I recently spoke with a physician about the woes of the current scheduling method of follow-up visits.  As a patient is leaving the office, he is handed a card with his follow-up date and time.  He is instructed to call the office to reschedule if he cannot make his appointment time.  This system has expectedly resulted in two major frustrations for providers: no-shows and double-bookings to compensate for anticipated no-shows.  Also among the many problems of such a system is that when a patient fails to attend his appointments because of this wholly inadequate scheduling practice, he is penalized by the legal system for his “noncompliance.”  Instead, the legal analysis here should involve looking into a health care system that has failed to appropriately involve the patient in scheduling appointments, thereby significantly decreasing the possibility that the patient could properly adhere to the plan.

I am not implying that patients should bear no responsibility in their medical care or that there should be a complete dismissal of professional judgment when providers make treatment recommendations.  Rather, law, like medicine, should acknowledge that the health care world is difficult to navigate and should explore an individual’s circumstances further before labeling him as disobedient.  This is particularly true in disability adjudications, where the role of the administration is not adversarial but is instead inquisitorial.  As a first (but admittedly large) step, lawyers practicing health law should begin to replace the word compliance with adherence to encourage an appropriate change in attitude that is in line with the medical field.

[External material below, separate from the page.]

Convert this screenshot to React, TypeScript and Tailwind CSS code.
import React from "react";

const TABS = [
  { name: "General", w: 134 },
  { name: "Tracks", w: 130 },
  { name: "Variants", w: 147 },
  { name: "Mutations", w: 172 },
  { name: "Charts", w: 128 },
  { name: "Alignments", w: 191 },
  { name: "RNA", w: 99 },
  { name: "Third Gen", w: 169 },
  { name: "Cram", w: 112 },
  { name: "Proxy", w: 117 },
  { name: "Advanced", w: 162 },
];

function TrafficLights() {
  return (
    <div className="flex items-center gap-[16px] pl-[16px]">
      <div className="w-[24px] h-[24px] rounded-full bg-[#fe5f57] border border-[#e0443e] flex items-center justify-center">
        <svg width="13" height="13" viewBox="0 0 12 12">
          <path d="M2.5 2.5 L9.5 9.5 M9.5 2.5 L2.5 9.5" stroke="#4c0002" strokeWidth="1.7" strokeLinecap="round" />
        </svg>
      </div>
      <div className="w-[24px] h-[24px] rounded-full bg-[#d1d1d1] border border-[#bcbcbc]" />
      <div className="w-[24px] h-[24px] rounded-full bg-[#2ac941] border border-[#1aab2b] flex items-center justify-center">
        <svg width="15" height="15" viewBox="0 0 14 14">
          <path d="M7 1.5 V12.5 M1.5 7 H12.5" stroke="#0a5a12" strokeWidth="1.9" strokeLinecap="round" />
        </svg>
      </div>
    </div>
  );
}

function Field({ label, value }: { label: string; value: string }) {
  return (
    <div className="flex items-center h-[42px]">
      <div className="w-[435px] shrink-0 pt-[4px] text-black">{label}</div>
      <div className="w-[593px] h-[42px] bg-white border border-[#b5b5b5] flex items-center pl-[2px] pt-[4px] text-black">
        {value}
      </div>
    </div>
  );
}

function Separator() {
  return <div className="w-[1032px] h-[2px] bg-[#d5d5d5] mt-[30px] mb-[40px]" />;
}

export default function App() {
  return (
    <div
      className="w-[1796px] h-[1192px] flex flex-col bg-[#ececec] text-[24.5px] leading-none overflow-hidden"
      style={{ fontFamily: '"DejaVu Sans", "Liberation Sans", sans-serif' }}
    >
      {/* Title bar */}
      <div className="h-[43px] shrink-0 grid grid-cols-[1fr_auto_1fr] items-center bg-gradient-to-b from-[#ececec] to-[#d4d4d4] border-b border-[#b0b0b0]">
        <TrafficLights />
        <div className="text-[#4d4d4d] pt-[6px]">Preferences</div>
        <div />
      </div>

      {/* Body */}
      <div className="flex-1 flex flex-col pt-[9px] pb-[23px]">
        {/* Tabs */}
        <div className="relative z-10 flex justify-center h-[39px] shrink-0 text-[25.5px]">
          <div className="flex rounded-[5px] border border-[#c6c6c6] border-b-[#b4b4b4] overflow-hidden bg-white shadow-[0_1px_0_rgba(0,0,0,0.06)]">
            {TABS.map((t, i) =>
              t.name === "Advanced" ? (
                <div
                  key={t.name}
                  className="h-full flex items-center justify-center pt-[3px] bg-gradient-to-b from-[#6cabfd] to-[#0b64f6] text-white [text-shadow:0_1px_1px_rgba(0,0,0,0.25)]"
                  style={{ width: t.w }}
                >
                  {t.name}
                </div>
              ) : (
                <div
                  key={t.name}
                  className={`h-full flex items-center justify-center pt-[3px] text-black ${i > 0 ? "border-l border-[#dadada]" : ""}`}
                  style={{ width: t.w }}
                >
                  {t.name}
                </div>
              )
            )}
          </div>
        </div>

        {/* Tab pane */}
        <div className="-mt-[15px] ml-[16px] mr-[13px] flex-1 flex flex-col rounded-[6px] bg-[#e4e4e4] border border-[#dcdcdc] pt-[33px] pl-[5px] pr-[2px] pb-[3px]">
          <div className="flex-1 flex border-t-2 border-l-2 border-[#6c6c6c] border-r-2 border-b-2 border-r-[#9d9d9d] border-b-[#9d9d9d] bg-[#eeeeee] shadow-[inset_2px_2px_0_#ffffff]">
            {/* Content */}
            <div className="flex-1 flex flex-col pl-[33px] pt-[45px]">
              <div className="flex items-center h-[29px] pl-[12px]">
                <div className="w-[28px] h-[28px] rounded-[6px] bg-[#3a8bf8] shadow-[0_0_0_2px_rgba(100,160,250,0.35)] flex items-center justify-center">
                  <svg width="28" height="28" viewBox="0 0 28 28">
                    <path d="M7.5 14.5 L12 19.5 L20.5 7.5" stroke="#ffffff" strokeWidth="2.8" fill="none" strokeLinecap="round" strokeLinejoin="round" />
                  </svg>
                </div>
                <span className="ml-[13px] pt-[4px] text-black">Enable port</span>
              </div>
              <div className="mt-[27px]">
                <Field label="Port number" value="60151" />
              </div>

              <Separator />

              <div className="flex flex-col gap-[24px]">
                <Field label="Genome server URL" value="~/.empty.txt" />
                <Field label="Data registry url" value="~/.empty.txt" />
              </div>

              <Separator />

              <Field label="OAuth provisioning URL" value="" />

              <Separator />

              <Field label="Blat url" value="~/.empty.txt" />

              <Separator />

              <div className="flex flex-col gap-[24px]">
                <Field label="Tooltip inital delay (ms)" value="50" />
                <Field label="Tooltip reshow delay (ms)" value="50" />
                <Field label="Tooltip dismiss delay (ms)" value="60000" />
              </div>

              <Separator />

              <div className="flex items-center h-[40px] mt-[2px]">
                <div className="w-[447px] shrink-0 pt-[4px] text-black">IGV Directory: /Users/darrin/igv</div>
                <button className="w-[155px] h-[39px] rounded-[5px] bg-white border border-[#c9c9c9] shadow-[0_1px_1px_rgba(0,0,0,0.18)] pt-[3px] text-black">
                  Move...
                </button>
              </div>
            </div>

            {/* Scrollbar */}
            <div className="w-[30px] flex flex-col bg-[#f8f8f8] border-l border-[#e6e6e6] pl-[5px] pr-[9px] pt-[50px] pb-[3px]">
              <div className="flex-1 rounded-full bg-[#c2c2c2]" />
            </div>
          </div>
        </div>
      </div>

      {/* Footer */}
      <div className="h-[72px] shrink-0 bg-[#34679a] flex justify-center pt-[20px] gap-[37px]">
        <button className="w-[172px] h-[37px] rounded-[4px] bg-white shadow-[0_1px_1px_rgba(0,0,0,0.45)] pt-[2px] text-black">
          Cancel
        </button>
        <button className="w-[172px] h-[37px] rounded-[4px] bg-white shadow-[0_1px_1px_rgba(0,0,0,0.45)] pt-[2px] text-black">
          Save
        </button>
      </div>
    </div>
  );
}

One thought to “A Case Against the “Noncompliant” Patient”

  1. I don’t think “non-compliance” cases are always as clear cut as the ones often proposed (not taking medication etc.). I had a gastroenteroscopy and they found a polyp. They took a sample. It wasn’t malignant. Then the surgeon told me they wanted to operate. Being a sportsman I know being cut open at the abdomen will preclude you lifting weights etc. for a long time if not forever. So I said ‘what for, it’s not malignant?’ – Well, you see, these polyps often are malignant at point A and we scrape off at point B, better get it removed. Then I said: ‘Ok, then tell me, if you did a ‘gastro’ on the entire population, how many polyps would you expect to find? Excluding all the ones diagnosed as malignant (where operation may or may not be the measure of choice, I don’t care, would you operate on each single non-malignant one just because you could?’ If not – why in my case. Well, in the end, even the head surgeon was summoned to my bed arguing. In the end, in desperation, he said: ‘You don’t believe I’d suggest an operation that was not necessary?’ Well, I wasn’t sure, but that wasn’t the point: the problem is that these “medicine men” cannot cope with patients who know a bit more about e.g. statistics or epistemology than they do. Then the call these people non-compliant instead of admitting their own ignorance. And yes, I do know homeless people with a Ph.D. – they just don’t look it. But at any time they can hold their own when talking to a doctor. But they will be ignored. They just don’t smell right. Medicine has a long way to go yet (and law as well) until they can recognize that I know more about my body than they, because I walk around with every day. And if that does not sound scientific or, as the scientist dismiss it as, “anecdotal”, well, see the example above. The last (and most eminent) doctor urging me hadn’t even worked on my case. So much for expertise.